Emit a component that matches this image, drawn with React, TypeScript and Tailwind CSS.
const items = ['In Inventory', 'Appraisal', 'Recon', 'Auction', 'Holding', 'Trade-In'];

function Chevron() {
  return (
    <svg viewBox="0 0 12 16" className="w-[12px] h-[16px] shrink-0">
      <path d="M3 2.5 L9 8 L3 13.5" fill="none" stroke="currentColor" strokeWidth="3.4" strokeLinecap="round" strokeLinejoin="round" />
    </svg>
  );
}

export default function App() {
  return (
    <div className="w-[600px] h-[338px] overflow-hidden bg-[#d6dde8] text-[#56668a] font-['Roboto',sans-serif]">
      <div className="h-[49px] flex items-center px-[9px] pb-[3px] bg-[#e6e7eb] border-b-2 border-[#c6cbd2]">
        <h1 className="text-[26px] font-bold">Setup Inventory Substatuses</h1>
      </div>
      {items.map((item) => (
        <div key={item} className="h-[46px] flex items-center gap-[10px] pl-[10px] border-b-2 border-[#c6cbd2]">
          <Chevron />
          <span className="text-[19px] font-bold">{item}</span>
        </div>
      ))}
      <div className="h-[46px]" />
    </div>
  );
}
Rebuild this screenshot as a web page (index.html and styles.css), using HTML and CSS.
┄┄┄┄┄┄┄┄┄┄┄┄┄┄┄┄┄┄┄┄
Please copy only the lines between the first line of the entries and the line with "const items = ['In", keeping those two end lines as well, exactly as written.

▸ The result
Emit a component that matches this image, drawn with React, TypeScript and Tailwind CSS.
const items = ['In Inventory', 'Appraisal', 'Recon', 'Auction', 'Holding', 'Trade-In'];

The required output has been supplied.